Monday essay: The Case of the Missing Rolling Stock

The potential deadline for the closure of the Alstom works in Derby had been 31 January, and on that day rail minister Huw Merriman wrote to train manufacturers and operators, setting out plans for new or refurbished rolling stock, although the letter was not published until 22 February (writes Sim Harris).

The main projects he listed as ‘current live competitions’ covered four operators, three of which are nationalised: Northern (up to 450 units or 1,000 vehicles), South Eastern (‘core order’ between 350 and 570 vehicles, with option for another 70) and Transpennine Express (29 units with option for another 26 – 174-330 vehicles). The only private sector operator in his ‘core’ list is Chiltern: (20-70 new or converted units – ‘nominally 90 vehicles’).

Indicative contract award dates in each case are 2025, except that South Eastern could be December this year. Delivery dates range between 2027 and 2029.

He also mentions further possibilities, such as Great Western replacing its Class 15x and 16x fleets, or orders from the devolved governments or open access operators. 

At the end of February Alstom said it was still in discussions with Government about Derby, but whether Mr Merriman’s list influenced the postponement of closure is a matter for conjecture.

We may also wonder about other details of this announcement.

Consider: the letter was dated 31 January, and although it was not published then copies were apparently sent to the Railway Industry Association and the Rail Forum, as well as rolling stock builders and train operators.

Mr Merriman’s text included a reassuring message: ‘The information in this letter is not confidential and may be freely shared.’

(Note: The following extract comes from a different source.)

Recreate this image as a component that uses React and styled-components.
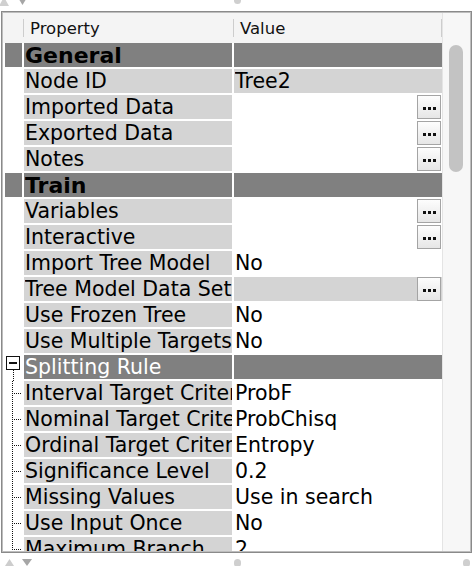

Mr Merriman himself was unusually modest about his rolling stock plans, and did not refer to them in the Bradshaw Address on 20 February, although he did talk about new passenger service contracts which are out for tender, and include ‘risk and reward’ clauses ‘designed to encourage growth’.

Nobody else accepted his offer to talk about his new train proposals either.

There is no trace of statements, press releases and so on from either RIA or the Rail Forum, and yet RIA in particular is often vocal about the lack of updates to the DfT’s Rail Network Enhancements Pipeline document, which was published in March 2018 and last revised in October 2019 which, as it pointed out, was ‘one year into CP6’. We will move from CP6 to CP7 at the end of this month, and yet nothing more has been said by the DfT.

The four proposed rolling stock orders set out in the list of ‘current live competitions’ add up to around 2000 vehicles, which would be worth at least £4 billion. Great Western, and so on, would be on top of that. Worth a headline, you would think, in the general media, although let’s hope any reports would not have claimed that the Government was going to invest this money.

As Railnews readers are well aware, under the present arrangements that would be a matter for the ROSCos, although the operators (mostly owned by government in this case) would be nominally liable for the leasing costs. Unless the structure has changed by the time these possibly mythical new trains appear, the liablity for the leases would really rest with the Treasury.

But this is not the core point. Why was this letter written at all? If the polls are right, there will soon be a change of government, and if the Labour Party takes over it has said that it would renationalise the passenger railway, although new rolling stock would still be needed.

And why did this letter make such a gentle landing? It may have given the Alstom works in Derby a little longer at least but, apart from that, perhaps no one in the industry believed it was worth discussion.